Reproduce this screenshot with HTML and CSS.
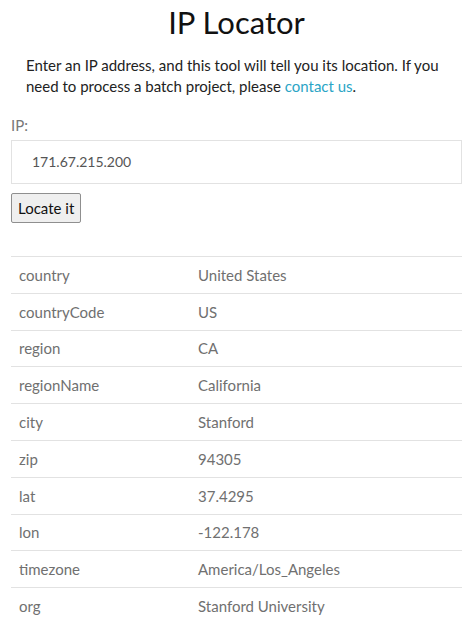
FILE: index.html
```html
<!DOCTYPE html>
<html>
<head>
<meta charset="utf-8">
<link rel="stylesheet" href="styles.css">
</head>
<body>
<div class="page">
  <h1 class="title">IP Locator</h1>
  <p class="intro">Enter an IP address, and this tool will tell you its location. If you need to process a batch project, please <a class="link" href="#">contact us</a>.</p>
  <label class="label">IP:</label>
  <div class="input">171.67.215.200</div>
  <button class="btn">Locate it</button>
  <table class="result">
    <tr><td>country</td><td>United States</td></tr>
    <tr><td>countryCode</td><td>US</td></tr>
    <tr><td>region</td><td>CA</td></tr>
    <tr><td>regionName</td><td>California</td></tr>
    <tr><td>city</td><td>Stanford</td></tr>
    <tr><td>zip</td><td>94305</td></tr>
    <tr><td>lat</td><td>37.4295</td></tr>
    <tr><td>lon</td><td>-122.178</td></tr>
    <tr><td>timezone</td><td>America/Los_Angeles</td></tr>
    <tr><td>org</td><td>Stanford University</td></tr>
  </table>
</div>
</body>
</html>
```
FILE: styles.css
```css
html, body { margin: 0; padding: 0; background: #fff; }
body { font-family: Lato, "Open Sans", sans-serif; color: #222; }
.page { padding: 0 12px 0 11px; }
.title {
  margin: 0;
  padding-top: 2px;
  text-align: center;
  font-weight: 400;
  font-size: 31px;
  line-height: 40px;
  color: #111;
}
.intro {
  margin: 13px 0 0 0;
  padding: 0 15px;
  font-size: 15px;
  line-height: 21px;
  color: #222;
}
.link { color: #2ba5c6; text-decoration: none; }
.label {
  display: block;
  margin-top: 18px;
  font-size: 15px;
  line-height: 20px;
  color: #777;
}
.input {
  margin-top: 5px;
  height: 42px;
  border: 1px solid #e2e2e2;
  padding: 0 20px;
  font-size: 14px;
  line-height: 42px;
  color: #555;
}
.btn {
  margin-top: 9px;
  display: block;
  font-family: Lato, sans-serif;
  font-size: 15px;
  color: #111;
  background: #efefef;
  border: 1px solid #8f8f8f;
  border-radius: 2px;
  padding: 0 6px;
  height: 30px;
}
.result {
  margin-top: 33px;
  width: 100%;
  border-collapse: collapse;
  font-size: 15px;
  color: #707070;
}
.result td {
  border-top: 1px solid #e2e2e2;
  height: 35.8px;
  padding: 0 8px;
  vertical-align: middle;
}
.result td:first-child { width: 163px; }
```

◆ **THE PROBLEM**
Leave the pictures out, and print every line of the listing exactly as written.

◆ **TASK RESULT**
Reproduce this screenshot with HTML and CSS.
FILE: index.html
```html
<!DOCTYPE html>
<html>
<head>
<meta charset="utf-8">
<link rel="stylesheet" href="styles.css">
</head>
<body>
<div class="page">
  <h1 class="title">IP Locator</h1>
  <p class="intro">Enter an IP address, and this tool will tell you its location. If you need to process a batch project, please <a class="link" href="#">contact us</a>.</p>
  <label class="label">IP:</label>
  <div class="input">171.67.215.200</div>
  <button class="btn">Locate it</button>
  <table class="result">
    <tr><td>country</td><td>United States</td></tr>
    <tr><td>countryCode</td><td>US</td></tr>
    <tr><td>region</td><td>CA</td></tr>
    <tr><td>regionName</td><td>California</td></tr>
    <tr><td>city</td><td>Stanford</td></tr>
    <tr><td>zip</td><td>94305</td></tr>
    <tr><td>lat</td><td>37.4295</td></tr>
    <tr><td>lon</td><td>-122.178</td></tr>
    <tr><td>timezone</td><td>America/Los_Angeles</td></tr>
    <tr><td>org</td><td>Stanford University</td></tr>
  </table>
</div>
</body>
</html>
```
FILE: styles.css
```css
html, body { margin: 0; padding: 0; background: #fff; }
body { font-family: Lato, "Open Sans", sans-serif; color: #222; }
.page { padding: 0 12px 0 11px; }
.title {
  margin: 0;
  padding-top: 2px;
  text-align: center;
  font-weight: 400;
  font-size: 31px;
  line-height: 40px;
  color: #111;
}
.intro {
  margin: 13px 0 0 0;
  padding: 0 15px;
  font-size: 15px;
  line-height: 21px;
  color: #222;
}
.link { color: #2ba5c6; text-decoration: none; }
.label {
  display: block;
  margin-top: 18px;
  font-size: 15px;
  line-height: 20px;
  color: #777;
}
.input {
  margin-top: 5px;
  height: 42px;
  border: 1px solid #e2e2e2;
  padding: 0 20px;
  font-size: 14px;
  line-height: 42px;
  color: #555;
}
.btn {
  margin-top: 9px;
  display: block;
  font-family: Lato, sans-serif;
  font-size: 15px;
  color: #111;
  background: #efefef;
  border: 1px solid #8f8f8f;
  border-radius: 2px;
  padding: 0 6px;
  height: 30px;
}
.result {
  margin-top: 33px;
  width: 100%;
  border-collapse: collapse;
  font-size: 15px;
  color: #707070;
}
.result td {
  border-top: 1px solid #e2e2e2;
  height: 35.8px;
  padding: 0 8px;
  vertical-align: middle;
}
.result td:first-child { width: 163px; }
```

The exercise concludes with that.